What do I want to be, anyway? What would I need to be in order to consider myself someone I could like? Easygoing. Relaxed. Happy. The kind of person of whom I am suspicious. Neither clingy nor aloof. I think that I will not be able to learn to develop those qualities or to see any ways in which I might have them unless I spend more time with more people.

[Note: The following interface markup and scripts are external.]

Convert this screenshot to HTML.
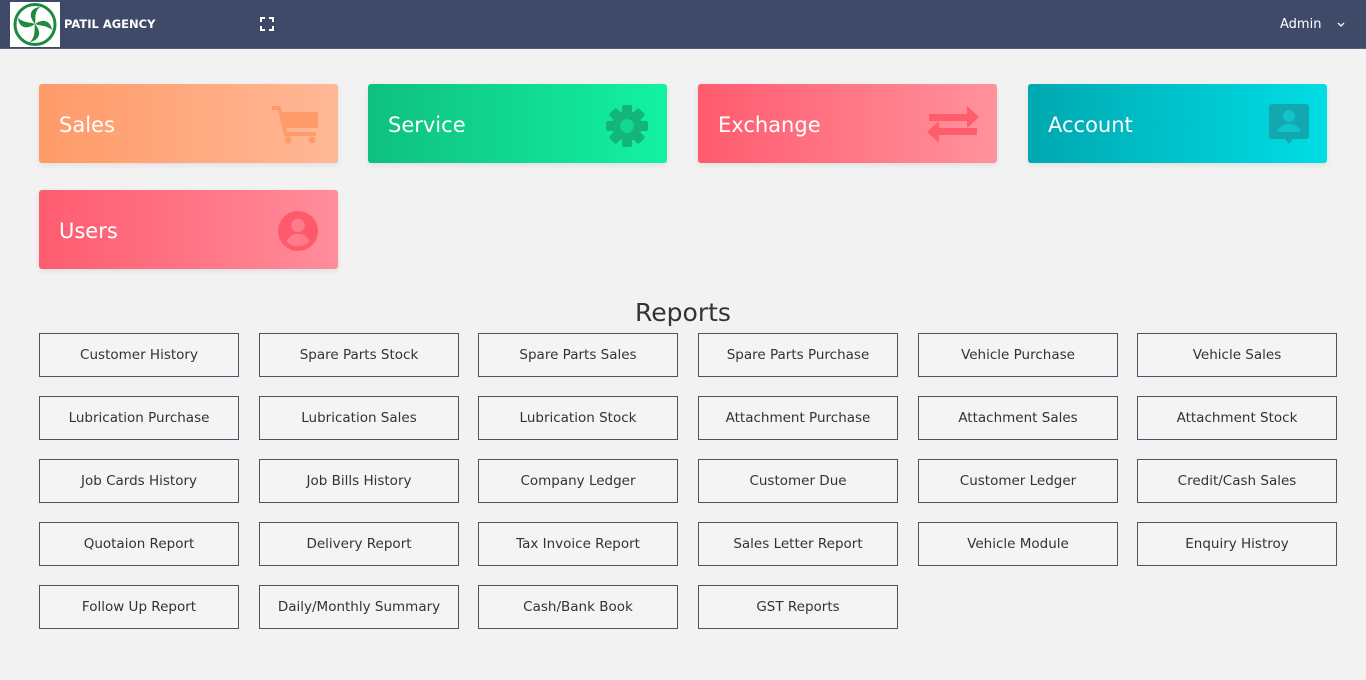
<!DOCTYPE html>
<html><head><meta charset="utf-8"><style>
*{box-sizing:border-box;margin:0;padding:0}
body{width:1366px;height:680px;background:#f2f2f2;font-family:"DejaVu Sans","Liberation Sans",sans-serif;position:relative;overflow:hidden}
.hdr{position:absolute;left:0;top:0;width:1366px;height:49px;background:#3e4a67;border-bottom:1px solid #56617a}
.logo{position:absolute;left:10px;top:2px;width:50px;height:45px;background:#fff}
.brand{position:absolute;left:64px;top:17px;color:#fff;font-weight:bold;font-size:11.5px;font-family:"DejaVu Sans",sans-serif}
.admin{position:absolute;left:1280px;top:17px;color:#fff;font-size:13px}
.card{position:absolute;width:299px;height:79px;border-radius:3px;color:#fff;font-size:21px;padding:29px 0 0 20px;box-shadow:0 2px 6px rgba(0,0,0,.08)}
.card svg{position:absolute;right:18px;top:20px}
.title{position:absolute;left:0;width:1366px;top:298px;text-align:center;font-size:25px;color:#333}
.b{position:absolute;width:200px;height:44px;border:1px solid #4a5468;background:#f4f4f4;color:#333;font-size:13.5px;text-align:center;line-height:42px}
</style></head><body>
<div class="hdr">
<div class="logo"><svg width="50" height="45" viewBox="0 0 50 45"><circle cx="25" cy="22.5" r="20" fill="#fff" stroke="#1e8a3e" stroke-width="3"/><g fill="#1e8a3e"><path d="M25 22 C18 14 20 6 30 5 C24 10 26 16 25 22Z"/><path d="M25 22 C33 16 41 19 42 28 C36 23 30 24 25 22Z"/><path d="M25 22 C32 30 30 38 20 40 C26 34 24 28 25 22Z"/><path d="M25 22 C17 28 9 26 8 16 C14 21 20 20 25 22Z"/></g></svg></div>
<div class="brand">PATIL AGENCY</div>
<svg style="position:absolute;left:260px;top:17px" width="14" height="14" viewBox="0 0 14 14" fill="none" stroke="#fff" stroke-width="2"><path d="M1 5V1H5M9 1H13V5M13 9V13H9M5 13H1V9"/></svg>
<div class="admin">Admin</div>
<svg style="position:absolute;left:1337px;top:22px" width="8" height="6" viewBox="0 0 8 6" fill="none" stroke="#fff" stroke-width="1.3"><path d="M1 1L4 4L7 1"/></svg>
</div>

<div class="card" style="left:39px;top:84px;background:linear-gradient(90deg,#ff9a68,#ffb896)">Sales<svg width="48" height="40" viewBox="0 0 48 40" fill="#ff9a6a"><path d="M0 2h8l2 6h36v16H14l1 4h29v4H12L6 6H0z"/><circle cx="16" cy="36" r="3.5"/><circle cx="40" cy="36" r="3.5"/></svg></div>
<div class="card" style="left:368px;top:84px;background:linear-gradient(90deg,#0fc07f,#12f2a2)">Service<svg width="44" height="44" viewBox="0 0 44 44" fill="#13b579"><g transform="translate(22 22)"><rect x="-5" y="-21" width="10" height="42" rx="2"/><rect x="-5" y="-21" width="10" height="42" rx="2" transform="rotate(45)"/><rect x="-5" y="-21" width="10" height="42" rx="2" transform="rotate(90)"/><rect x="-5" y="-21" width="10" height="42" rx="2" transform="rotate(135)"/><circle r="15"/><circle r="7" fill="#10d890"/></g></svg></div>
<div class="card" style="left:698px;top:84px;background:linear-gradient(90deg,#ff5b6f,#ff929c)">Exchange<svg width="52" height="40" viewBox="0 0 52 40" fill="#ff5c6c"><path d="M2 10h38V2l12 11-12 11v-7H2z"/><path d="M50 24H12v-7L0 28l12 11v-8h38z"/></svg></div>
<div class="card" style="left:1028px;top:84px;background:linear-gradient(90deg,#00a8b0,#00dde5)">Account<svg width="40" height="42" viewBox="0 0 40 42" fill="#13a8b0"><path d="M3 0h34a3 3 0 013 3v29a3 3 0 01-3 3H24l-4 5-4-5H3a3 3 0 01-3-3V3a3 3 0 013-3z"/><circle cx="20" cy="12" r="6" fill="#10c4cc"/><path d="M8 28c2-6 7-8 12-8s10 2 12 8z" fill="#10c4cc"/></svg></div>
<div class="card" style="left:39px;top:190px;background:linear-gradient(90deg,#ff5b6f,#ff8d9b)">Users<svg width="44" height="42" viewBox="0 0 44 44" fill="#ff5a6c"><circle cx="22" cy="22" r="21"/><circle cx="22" cy="16" r="7" fill="#ff7d8a"/><path d="M10 33c3-6 7-8 12-8s9 2 12 8c-3 3-7 5-12 5s-9-2-12-5z" fill="#ff7d8a"/></svg></div>

<div class="title">Reports</div>

<div class="b" style="left:39px;top:333px">Customer History</div>
<div class="b" style="left:259px;top:333px">Spare Parts Stock</div>
<div class="b" style="left:478px;top:333px">Spare Parts Sales</div>
<div class="b" style="left:698px;top:333px">Spare Parts Purchase</div>
<div class="b" style="left:918px;top:333px">Vehicle Purchase</div>
<div class="b" style="left:1137px;top:333px">Vehicle Sales</div>

<div class="b" style="left:39px;top:396px">Lubrication Purchase</div>
<div class="b" style="left:259px;top:396px">Lubrication Sales</div>
<div class="b" style="left:478px;top:396px">Lubrication Stock</div>
<div class="b" style="left:698px;top:396px">Attachment Purchase</div>
<div class="b" style="left:918px;top:396px">Attachment Sales</div>
<div class="b" style="left:1137px;top:396px">Attachment Stock</div>

<div class="b" style="left:39px;top:459px">Job Cards History</div>
<div class="b" style="left:259px;top:459px">Job Bills History</div>
<div class="b" style="left:478px;top:459px">Company Ledger</div>
<div class="b" style="left:698px;top:459px">Customer Due</div>
<div class="b" style="left:918px;top:459px">Customer Ledger</div>
<div class="b" style="left:1137px;top:459px">Credit/Cash Sales</div>

<div class="b" style="left:39px;top:522px">Quotaion Report</div>
<div class="b" style="left:259px;top:522px">Delivery Report</div>
<div class="b" style="left:478px;top:522px">Tax Invoice Report</div>
<div class="b" style="left:698px;top:522px">Sales Letter Report</div>
<div class="b" style="left:918px;top:522px">Vehicle Module</div>
<div class="b" style="left:1137px;top:522px">Enquiry Histroy</div>

<div class="b" style="left:39px;top:585px">Follow Up Report</div>
<div class="b" style="left:259px;top:585px">Daily/Monthly Summary</div>
<div class="b" style="left:478px;top:585px">Cash/Bank Book</div>
<div class="b" style="left:698px;top:585px">GST Reports</div>
</body></html>
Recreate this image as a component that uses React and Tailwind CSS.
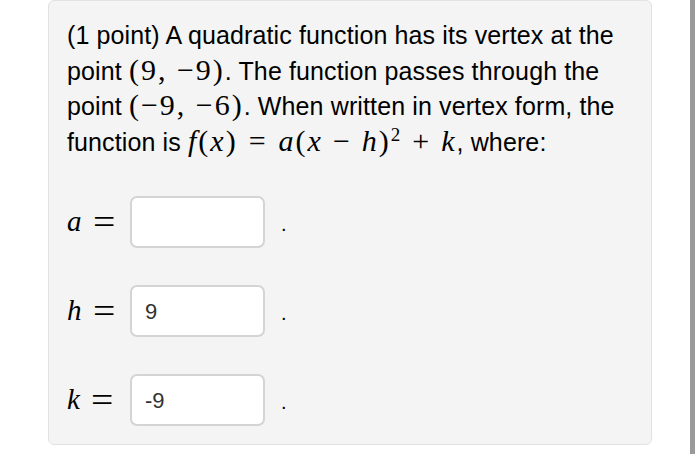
import React from "react";

const serif = { fontFamily: '"Liberation Serif", "DejaVu Serif", serif' };

const M = ({ children }) => (
  <span className="text-[30px] leading-[20px] whitespace-nowrap tracking-[2px]" style={serif}>
    {children}
  </span>
);

const Op = ({ children, wide }) => (
  <span className={wide ? "mx-[11px]" : "mx-[10px]"}>{children}</span>
);

const AnswerRow = ({ name, value }) => (
  <div className="flex items-center h-[52px]">
    <div className="w-[63px] flex items-center text-[29px]" style={serif}>
      <span className="italic">{name}</span>
      <span className="ml-[12px] text-[36px] leading-none inline-block scale-x-[1.1]">=</span>
    </div>
    <div className="w-[135px] h-[52px] bg-white border-2 border-[#d4d4d4] rounded-[7px] flex items-center px-[13px] text-[22px] text-[#333]">
      {value}
    </div>
    <span className="ml-[16px] text-[20px] mt-[4px]">.</span>
  </div>
);

export default function App() {
  return (
    <div
      className="w-[700px] h-[454px] bg-white flex overflow-hidden"
      style={{ fontFamily: '"Liberation Sans", Arial, sans-serif' }}
    >
      <div className="ml-[48px] w-[604px] h-[445px] bg-[#f4f4f4] border border-[#e2e2e2] rounded-[6px] pt-[17px] px-[18px] text-black">
        <p className="text-[25px] leading-[35.5px] tracking-[0.12px]">
          (1 point) A quadratic function has its vertex at the point{" "}
          <M>(9, −9)</M>. The function passes through the point{" "}
          <M>(−9, −6)</M>. When written in vertex form, the function is{" "}
          <M>
            <i>f</i>(<i>x</i>)<Op wide>=</Op><i>a</i>(<i>x</i>
            <Op>−</Op>
            <i>h</i>)<sup className="text-[19px] leading-none">2</sup>
            <Op>+</Op>
            <i>k</i>
          </M>
          , where:
        </p>
        <div className="mt-[36px] flex flex-col gap-[37px]">
          <AnswerRow name="a" value="" />
          <AnswerRow name="h" value="9" />
          <AnswerRow name="k" value="-9" />
        </div>
      </div>
      <div className="ml-[38px] w-[5px] h-[454px] bg-[#9a9a9a]" />
    </div>
  );
}
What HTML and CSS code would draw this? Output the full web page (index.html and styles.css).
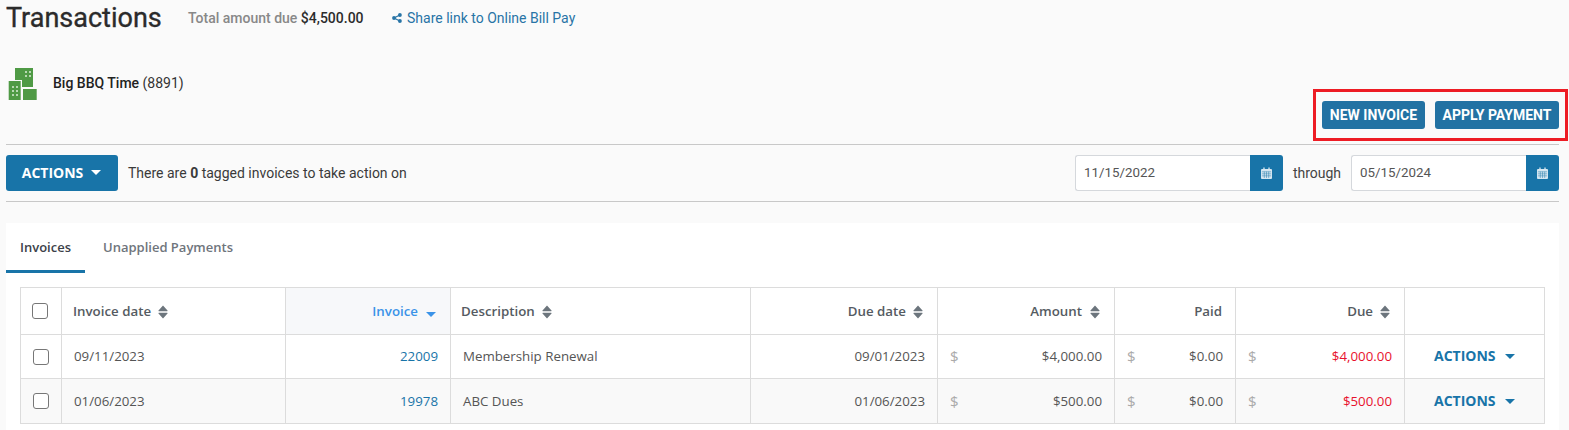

I have been drawn to novels lately, particularly, it has turned out, to novels about family relationships, small towns, marriages, siblings. The book I am putting off but enjoy is one full of solitude (Pilgrim at Tinker Creek). I want to read books by women and about women. I loved Olive Kitteridge. I don't want to become an Olive. She is difficult, suspicious of other people's expressions of emotions and cheerfulness and empathy; she is crabby and a bit cold. She gets angry when her feelings are hurt and she turns that anger loose on her husband and son. By the end of the book she is in her late seventies and only then does she finally see that she let herself become a difficult person. Maybe I have an advantage: I know now, in my early thirties, that I could easily become cantankerous. But then I am also at a disadvantage: I don't have many people who have to put up with me. My social world has been shrinking.

Wednesday, April 11, 2012

a new piece of the puzzle

I think I find poetry so hard to bear because it is so very strong, so concentrated. I find the dilution of prose easier to swallow. 

And so I prefer my poems very short. My attention wanders after more than, say, twenty lines. Not for lack of interest, but because the twenty-first line undoes me. Perhaps I should approach the poem as I approach the push-up: add one new repetition daily and rest as needed. 

The poem requires me to relinquish speed and I may as well admit that I generally choose to wolf down great mouthfuls of oatmeal prose and not sip slowly the port of poetry.

But the message I am finding in all things these days is Slow Down. Muscles are built and made strong by tearing them up. The heart is a muscle, too. Perhaps while I paradoxically simultaneously tear down and build my muscles with pushups and lunges I can tear down and thus build my heart with poetry.